[Start]

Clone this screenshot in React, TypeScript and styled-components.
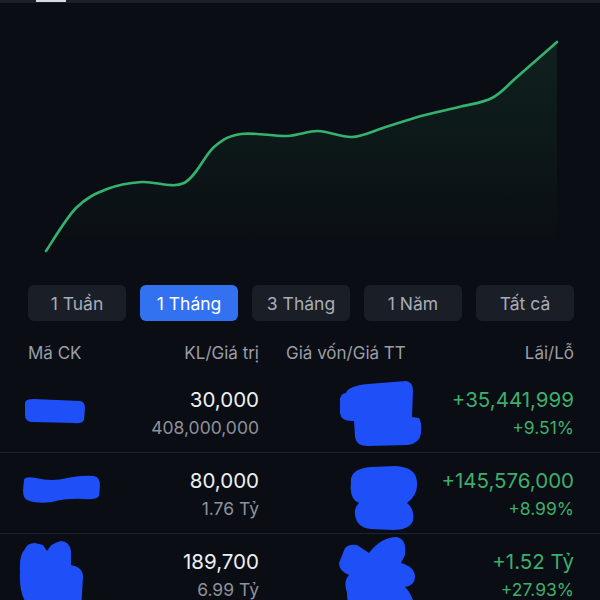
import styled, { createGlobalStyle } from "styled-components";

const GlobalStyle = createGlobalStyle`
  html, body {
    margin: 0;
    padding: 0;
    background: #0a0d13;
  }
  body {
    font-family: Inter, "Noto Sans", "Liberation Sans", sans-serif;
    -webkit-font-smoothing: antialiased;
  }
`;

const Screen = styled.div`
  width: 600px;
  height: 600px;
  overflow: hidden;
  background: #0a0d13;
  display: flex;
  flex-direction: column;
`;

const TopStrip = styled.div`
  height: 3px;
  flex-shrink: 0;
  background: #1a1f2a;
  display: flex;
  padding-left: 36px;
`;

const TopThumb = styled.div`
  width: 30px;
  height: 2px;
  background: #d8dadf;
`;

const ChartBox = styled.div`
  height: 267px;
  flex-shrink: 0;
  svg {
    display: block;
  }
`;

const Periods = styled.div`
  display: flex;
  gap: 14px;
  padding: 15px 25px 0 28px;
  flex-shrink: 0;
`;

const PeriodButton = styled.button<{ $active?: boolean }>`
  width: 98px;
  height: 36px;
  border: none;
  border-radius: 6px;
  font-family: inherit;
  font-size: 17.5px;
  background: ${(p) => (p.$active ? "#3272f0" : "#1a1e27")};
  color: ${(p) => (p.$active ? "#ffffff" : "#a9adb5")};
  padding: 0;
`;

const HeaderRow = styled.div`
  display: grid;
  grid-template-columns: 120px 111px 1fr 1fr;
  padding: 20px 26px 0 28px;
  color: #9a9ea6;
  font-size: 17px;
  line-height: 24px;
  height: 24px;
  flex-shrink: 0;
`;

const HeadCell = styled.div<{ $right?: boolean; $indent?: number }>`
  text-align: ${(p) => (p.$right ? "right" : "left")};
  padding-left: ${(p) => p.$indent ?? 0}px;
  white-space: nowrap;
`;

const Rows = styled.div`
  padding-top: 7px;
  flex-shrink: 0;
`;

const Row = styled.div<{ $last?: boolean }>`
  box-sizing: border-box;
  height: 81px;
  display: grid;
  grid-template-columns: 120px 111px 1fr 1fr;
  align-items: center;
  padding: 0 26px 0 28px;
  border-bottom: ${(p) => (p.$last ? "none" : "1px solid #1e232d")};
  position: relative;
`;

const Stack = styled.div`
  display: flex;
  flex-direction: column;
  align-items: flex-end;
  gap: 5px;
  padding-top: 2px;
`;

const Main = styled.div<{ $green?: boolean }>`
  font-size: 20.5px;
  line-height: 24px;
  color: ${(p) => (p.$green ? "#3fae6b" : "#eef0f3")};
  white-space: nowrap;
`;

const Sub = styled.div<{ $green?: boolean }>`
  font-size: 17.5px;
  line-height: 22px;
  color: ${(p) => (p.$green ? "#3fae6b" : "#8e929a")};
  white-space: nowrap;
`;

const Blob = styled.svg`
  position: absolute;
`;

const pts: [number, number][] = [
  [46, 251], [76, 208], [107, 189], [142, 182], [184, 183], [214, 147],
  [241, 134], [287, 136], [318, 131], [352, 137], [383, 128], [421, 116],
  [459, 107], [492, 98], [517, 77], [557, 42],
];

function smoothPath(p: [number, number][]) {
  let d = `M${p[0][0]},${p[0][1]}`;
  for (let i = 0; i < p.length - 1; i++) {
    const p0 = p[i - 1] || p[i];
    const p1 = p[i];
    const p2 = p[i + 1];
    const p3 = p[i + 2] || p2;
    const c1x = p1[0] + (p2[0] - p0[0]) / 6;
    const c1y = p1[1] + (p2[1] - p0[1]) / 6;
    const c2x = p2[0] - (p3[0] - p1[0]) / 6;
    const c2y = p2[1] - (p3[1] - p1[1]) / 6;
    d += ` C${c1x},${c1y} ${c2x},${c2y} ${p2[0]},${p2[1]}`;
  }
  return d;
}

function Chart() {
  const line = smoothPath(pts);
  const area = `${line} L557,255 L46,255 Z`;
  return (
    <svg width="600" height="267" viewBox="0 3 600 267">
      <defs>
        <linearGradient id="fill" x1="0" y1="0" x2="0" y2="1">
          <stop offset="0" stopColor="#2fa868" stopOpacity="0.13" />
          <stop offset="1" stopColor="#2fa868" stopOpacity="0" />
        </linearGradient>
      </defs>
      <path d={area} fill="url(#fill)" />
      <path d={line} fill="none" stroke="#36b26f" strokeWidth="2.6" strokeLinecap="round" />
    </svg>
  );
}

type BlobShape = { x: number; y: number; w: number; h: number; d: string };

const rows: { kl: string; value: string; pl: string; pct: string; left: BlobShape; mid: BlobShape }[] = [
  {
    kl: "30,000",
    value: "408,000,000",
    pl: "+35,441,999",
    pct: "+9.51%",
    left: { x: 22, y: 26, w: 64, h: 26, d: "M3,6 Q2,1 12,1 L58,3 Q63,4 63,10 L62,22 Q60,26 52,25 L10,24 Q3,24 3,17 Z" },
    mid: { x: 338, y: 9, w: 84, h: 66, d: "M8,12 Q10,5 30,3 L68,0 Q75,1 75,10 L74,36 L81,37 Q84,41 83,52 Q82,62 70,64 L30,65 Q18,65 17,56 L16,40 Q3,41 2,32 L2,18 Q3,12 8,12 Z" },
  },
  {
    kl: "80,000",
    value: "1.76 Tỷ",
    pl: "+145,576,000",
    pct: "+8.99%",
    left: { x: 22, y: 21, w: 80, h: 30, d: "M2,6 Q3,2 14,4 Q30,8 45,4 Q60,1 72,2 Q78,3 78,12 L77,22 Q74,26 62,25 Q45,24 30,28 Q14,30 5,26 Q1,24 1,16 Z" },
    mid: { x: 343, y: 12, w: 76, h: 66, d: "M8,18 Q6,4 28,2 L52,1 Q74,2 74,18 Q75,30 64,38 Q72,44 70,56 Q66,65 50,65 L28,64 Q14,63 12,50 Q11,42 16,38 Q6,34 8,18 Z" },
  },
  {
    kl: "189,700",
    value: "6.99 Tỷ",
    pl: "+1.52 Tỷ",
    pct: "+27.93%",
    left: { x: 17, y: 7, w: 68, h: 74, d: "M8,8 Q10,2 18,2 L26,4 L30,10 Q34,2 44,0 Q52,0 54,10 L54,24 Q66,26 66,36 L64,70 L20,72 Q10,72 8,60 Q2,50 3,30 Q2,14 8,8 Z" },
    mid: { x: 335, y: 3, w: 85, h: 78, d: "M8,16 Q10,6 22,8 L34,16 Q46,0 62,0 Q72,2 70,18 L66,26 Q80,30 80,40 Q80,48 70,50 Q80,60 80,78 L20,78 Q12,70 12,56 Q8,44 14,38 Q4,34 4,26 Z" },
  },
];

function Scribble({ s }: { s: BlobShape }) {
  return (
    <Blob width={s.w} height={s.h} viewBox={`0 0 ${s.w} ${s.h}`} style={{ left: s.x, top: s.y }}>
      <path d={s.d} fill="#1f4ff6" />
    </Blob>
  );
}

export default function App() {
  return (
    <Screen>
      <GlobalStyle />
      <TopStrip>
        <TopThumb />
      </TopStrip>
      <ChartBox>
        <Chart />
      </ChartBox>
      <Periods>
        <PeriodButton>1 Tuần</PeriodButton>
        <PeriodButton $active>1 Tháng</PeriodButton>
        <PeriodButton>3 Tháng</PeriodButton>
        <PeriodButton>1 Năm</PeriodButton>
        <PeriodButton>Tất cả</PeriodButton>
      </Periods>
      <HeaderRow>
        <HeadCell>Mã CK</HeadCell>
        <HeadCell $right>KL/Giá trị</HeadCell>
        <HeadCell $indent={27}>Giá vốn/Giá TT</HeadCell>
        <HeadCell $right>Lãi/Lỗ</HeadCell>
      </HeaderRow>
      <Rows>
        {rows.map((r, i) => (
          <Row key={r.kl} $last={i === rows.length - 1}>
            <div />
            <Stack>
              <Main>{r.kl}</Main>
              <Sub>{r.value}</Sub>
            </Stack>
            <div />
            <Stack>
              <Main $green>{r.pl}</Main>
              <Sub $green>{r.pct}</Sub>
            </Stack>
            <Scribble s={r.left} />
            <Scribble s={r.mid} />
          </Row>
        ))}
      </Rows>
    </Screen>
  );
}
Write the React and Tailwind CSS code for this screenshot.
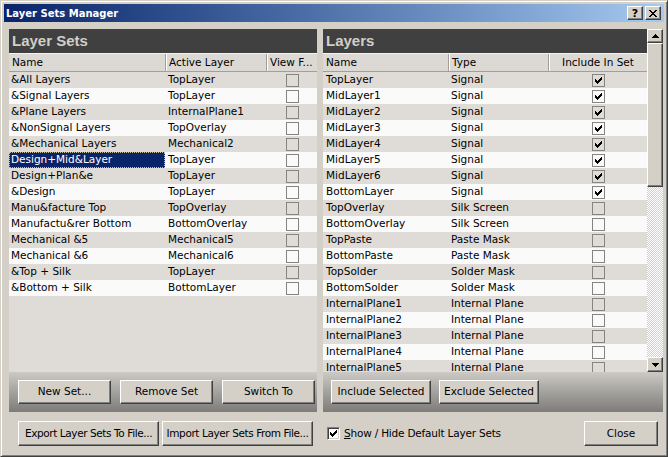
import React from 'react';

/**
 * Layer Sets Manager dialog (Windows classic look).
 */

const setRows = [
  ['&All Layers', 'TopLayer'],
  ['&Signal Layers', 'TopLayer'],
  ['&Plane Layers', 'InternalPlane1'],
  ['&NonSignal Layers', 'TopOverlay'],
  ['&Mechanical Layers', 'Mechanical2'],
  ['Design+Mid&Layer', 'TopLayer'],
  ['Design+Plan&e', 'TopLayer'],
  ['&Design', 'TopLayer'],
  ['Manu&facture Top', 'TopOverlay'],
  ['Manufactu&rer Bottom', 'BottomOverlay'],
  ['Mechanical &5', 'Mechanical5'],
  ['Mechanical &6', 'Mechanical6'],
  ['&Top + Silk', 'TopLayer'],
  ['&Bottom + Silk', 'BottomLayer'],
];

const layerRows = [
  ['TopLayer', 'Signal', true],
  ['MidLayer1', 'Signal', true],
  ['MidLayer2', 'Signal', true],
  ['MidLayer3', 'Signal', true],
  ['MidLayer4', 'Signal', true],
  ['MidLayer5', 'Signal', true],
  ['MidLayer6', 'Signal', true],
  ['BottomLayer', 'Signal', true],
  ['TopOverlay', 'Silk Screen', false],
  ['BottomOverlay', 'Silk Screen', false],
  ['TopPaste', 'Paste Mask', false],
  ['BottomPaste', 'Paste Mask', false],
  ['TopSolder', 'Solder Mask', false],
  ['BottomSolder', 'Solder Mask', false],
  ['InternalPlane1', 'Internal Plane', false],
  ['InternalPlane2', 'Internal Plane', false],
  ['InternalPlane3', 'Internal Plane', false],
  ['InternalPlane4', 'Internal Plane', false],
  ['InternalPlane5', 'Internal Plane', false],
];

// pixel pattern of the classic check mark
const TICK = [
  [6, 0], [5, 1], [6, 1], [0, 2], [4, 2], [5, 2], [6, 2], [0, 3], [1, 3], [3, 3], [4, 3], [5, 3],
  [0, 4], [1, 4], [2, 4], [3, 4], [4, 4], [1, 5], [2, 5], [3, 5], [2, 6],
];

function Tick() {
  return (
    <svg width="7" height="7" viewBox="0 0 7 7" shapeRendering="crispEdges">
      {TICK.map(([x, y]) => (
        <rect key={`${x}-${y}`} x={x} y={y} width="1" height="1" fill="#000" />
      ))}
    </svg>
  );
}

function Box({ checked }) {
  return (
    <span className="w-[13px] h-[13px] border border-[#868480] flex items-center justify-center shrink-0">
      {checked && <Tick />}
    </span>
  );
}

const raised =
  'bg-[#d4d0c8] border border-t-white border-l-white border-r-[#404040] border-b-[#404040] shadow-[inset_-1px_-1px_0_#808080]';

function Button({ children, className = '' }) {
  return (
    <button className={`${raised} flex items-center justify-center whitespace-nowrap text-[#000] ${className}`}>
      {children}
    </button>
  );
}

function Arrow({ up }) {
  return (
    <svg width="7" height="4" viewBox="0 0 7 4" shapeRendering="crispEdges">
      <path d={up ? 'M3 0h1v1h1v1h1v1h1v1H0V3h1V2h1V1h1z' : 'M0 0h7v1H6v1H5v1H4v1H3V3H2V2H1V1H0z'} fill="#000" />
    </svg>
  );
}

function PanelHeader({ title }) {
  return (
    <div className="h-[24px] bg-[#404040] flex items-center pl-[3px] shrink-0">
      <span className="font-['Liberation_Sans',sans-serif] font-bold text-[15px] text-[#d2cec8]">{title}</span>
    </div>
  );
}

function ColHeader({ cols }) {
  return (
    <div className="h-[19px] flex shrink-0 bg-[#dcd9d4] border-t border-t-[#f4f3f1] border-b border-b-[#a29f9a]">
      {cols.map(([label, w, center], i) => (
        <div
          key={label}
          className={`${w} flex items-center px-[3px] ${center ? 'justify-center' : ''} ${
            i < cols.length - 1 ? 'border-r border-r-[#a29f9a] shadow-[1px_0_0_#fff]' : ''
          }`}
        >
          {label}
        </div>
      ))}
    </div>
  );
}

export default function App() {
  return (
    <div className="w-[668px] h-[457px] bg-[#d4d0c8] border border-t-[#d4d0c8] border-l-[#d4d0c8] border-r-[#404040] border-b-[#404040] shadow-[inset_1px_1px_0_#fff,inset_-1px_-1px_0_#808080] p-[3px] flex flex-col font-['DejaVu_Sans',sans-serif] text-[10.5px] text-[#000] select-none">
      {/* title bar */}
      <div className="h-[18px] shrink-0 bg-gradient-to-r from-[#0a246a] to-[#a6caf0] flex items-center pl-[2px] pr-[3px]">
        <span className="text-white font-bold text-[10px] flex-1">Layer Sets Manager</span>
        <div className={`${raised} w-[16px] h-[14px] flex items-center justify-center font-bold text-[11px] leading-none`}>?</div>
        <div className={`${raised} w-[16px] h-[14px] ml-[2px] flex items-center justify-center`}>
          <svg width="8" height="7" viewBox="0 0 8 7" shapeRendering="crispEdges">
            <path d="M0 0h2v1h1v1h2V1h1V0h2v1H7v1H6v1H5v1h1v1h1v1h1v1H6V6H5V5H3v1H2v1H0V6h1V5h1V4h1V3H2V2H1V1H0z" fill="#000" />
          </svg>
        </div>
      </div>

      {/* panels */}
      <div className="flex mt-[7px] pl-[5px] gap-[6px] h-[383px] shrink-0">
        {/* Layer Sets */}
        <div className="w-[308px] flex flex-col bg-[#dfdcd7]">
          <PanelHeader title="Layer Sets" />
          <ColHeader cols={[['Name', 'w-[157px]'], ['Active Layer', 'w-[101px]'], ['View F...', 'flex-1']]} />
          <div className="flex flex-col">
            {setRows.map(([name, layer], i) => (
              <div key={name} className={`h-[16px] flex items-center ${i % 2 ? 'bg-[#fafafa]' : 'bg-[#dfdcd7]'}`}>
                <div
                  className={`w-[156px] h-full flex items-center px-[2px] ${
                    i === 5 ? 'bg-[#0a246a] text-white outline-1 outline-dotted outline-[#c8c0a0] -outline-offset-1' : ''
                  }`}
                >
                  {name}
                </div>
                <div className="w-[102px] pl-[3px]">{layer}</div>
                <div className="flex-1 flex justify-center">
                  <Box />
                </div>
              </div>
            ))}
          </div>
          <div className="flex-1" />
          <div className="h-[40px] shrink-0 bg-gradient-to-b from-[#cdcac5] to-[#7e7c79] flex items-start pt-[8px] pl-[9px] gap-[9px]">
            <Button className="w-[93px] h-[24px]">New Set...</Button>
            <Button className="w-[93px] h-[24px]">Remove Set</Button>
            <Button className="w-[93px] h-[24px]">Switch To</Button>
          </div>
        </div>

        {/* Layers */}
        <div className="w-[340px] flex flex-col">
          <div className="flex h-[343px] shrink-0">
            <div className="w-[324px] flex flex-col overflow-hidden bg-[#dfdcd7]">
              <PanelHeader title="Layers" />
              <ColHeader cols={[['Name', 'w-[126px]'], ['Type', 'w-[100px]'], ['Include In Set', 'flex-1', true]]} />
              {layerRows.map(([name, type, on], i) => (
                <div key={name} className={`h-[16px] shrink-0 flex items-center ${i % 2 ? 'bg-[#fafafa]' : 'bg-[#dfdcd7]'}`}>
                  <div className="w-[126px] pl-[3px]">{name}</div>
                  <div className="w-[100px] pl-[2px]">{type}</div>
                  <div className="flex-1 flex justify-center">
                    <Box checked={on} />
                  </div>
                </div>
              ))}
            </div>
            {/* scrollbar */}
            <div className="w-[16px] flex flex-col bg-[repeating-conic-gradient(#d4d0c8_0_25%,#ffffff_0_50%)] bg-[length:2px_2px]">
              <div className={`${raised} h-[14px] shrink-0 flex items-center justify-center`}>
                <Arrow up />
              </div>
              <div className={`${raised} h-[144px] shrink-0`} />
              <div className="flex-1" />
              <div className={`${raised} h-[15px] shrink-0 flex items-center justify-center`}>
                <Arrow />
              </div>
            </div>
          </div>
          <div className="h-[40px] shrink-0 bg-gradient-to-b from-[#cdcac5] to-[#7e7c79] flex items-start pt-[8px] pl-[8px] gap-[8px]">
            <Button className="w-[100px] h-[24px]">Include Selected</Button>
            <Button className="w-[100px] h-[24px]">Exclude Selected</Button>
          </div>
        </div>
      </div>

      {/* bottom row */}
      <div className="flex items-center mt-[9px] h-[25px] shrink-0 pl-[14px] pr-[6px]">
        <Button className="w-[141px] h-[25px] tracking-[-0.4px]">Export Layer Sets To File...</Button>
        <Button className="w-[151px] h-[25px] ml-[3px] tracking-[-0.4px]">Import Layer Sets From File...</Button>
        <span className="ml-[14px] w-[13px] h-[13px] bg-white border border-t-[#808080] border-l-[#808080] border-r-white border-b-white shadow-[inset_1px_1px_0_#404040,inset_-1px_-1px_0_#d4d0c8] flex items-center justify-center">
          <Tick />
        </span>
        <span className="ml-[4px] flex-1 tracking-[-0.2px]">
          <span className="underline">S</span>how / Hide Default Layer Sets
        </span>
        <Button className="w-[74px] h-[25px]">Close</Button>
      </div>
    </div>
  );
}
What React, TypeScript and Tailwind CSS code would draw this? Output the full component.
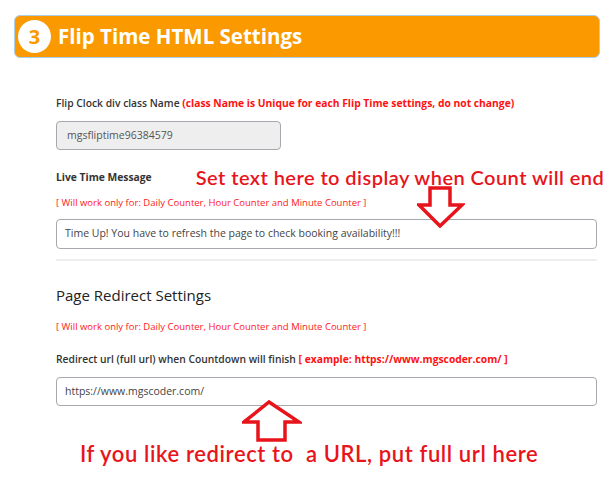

[End]

:: Task objective ::
Count the lines of these entries that hold the string "this", and give only that number.

:: Written solution ::
3